News of the delay came with Silicon Graphics' yesterday's announcement of its first-quarter earnings. The Mountain View, California, company reported net losses of $44 million, or 24 cents per diluted share, compared to a net loss of $56 million, or 31 cents per diluted share, for this quarter last year.
SGI's net losses were lessened by the initial public offering of processor company MIPS, in which SGI owns an 85 percent stake. Without the gain from MIPS, Silicon Graphics would have had a loss of 41 cents per diluted share.
The loss was better than analysts' expectations of 45 cents a diluted share, according to First Call. With the delay, SGI will not any reap revenues from the new machines until its third fiscal quarter 1999.
The ship date for the Intel/Windows NT workstations was pushed back because SGI "discovered a small problem during testing," and SGI is willing to take "no shortcuts on quality," SGI chief financial officer Steve Gomo said in an interview.
Gomo didn't specify the nature of the problem, but he said its source has been tracked down. The machines were originally expected to ship in the second half of 1998 and earlier this year expected toward the September-October time frame, said sources.
The slip to January is a disappointment, said Philip Rueppel, an analyst with BT Alex Brown. "But it's one where I'd rather see a high-quality product without bugs in January than one that is riddled with issues coming out in December," Rueppel said.
"At this point it's not a major slip," Rueppel said, but further delays would be bad. "It's critical for them to be competitive in the NT space. At this point, HP and Sun are taking market share, because they both have a refreshed product line."
The new SGI computers are based on Intel's Xeon chips. Earlier this year, SGI said it would begin to phase out workstations based on MIPS chips and its IRIX Unix OS in favor of those based around Intel and Microsoft technology. SGI will also shift its servers to the Intel platform.

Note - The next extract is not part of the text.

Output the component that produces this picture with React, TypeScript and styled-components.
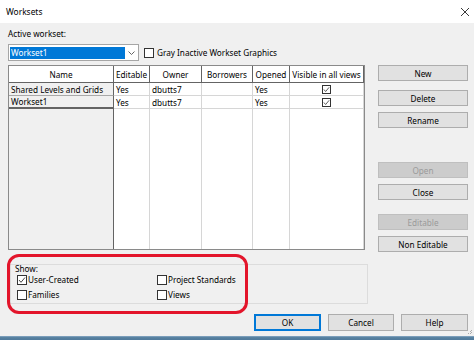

The Intel/Microsoft strategy forms a key part of Silicon Graphics' plans for "transitioning our business to growth markets," said SGI chairman and chief executive officer Rick Belluzzo, who took over SGI in January after leaving his post running Hewlett-Packard's computer organization. Belluzzo came to SGI to guide the transition to the more cost-effective technology platforms.
Delaying the ship date to make sure the workstations work well shows that Belluzzo is "firmly in charge," Rueppel said. "That's a hallmark of Hewlett-Packard. They rarely introduced products before they were ready."
Although the first-quarter results mean four consecutive quarters in the red for SGI, Gomo pointed out that all is not dim. SGI narrowed its losses this quarter and will try to achieve a profitable fiscal year, which ends June 30.
The good news, in Gomo's opinion, is that SGI has made progress stabilizing revenue in the low $600 million range, reducing operating expenses, and building server sales.
SGI's first-quarter results were mixed, Rueppel said. "They're still in the middle of a transition year. There's a lot of work that still has to be done to get the company back into a high-growth mode," he said.
This fiscal year, SGI's NT workstations will be a new product and probably will account for less than 10 percent of SGI's revenue. The machines won't even come out until the third fiscal quarter for 1999. But in fiscal year 2000, SGI expects the workstations to account for a quarter or more of SGI's revenue.
In the workstation market, SGI hopes to capitalize on its reputation for fast graphics, Gomo said.
Rueppel agreed. "When [SGI's] NT product comes out, it'll be very competitive. It'll likely have superior graphics performance," he said.
However, Gomo said the NT workstations aren't the only part of SGI's future. The company also is trying to latch onto the growing server market, he said, even while acknowledging problems in the server business.
"We're nowhere near where we really want to be, or where we should be," he said. "We've not done a good job marketing ourselves and providing all the pieces that are necessary to sell the servers. People don't just want hot boxes, but solutions to problems."
As a result of these weaknesses, SGI will continue its effort to add services such as re-engineering help, sales financing, and development of "middleware" pplications that let employees use programs running on servers.
Gomo said SGI's server sales for the first quarter increased more than 20 percent compared to the same quarter a year ago.
"We couldn't be more pleased" with the MIPS IPO, Gomo said, noting that MIPS stock began trading at $14 a share but today is worth more than $23 a share.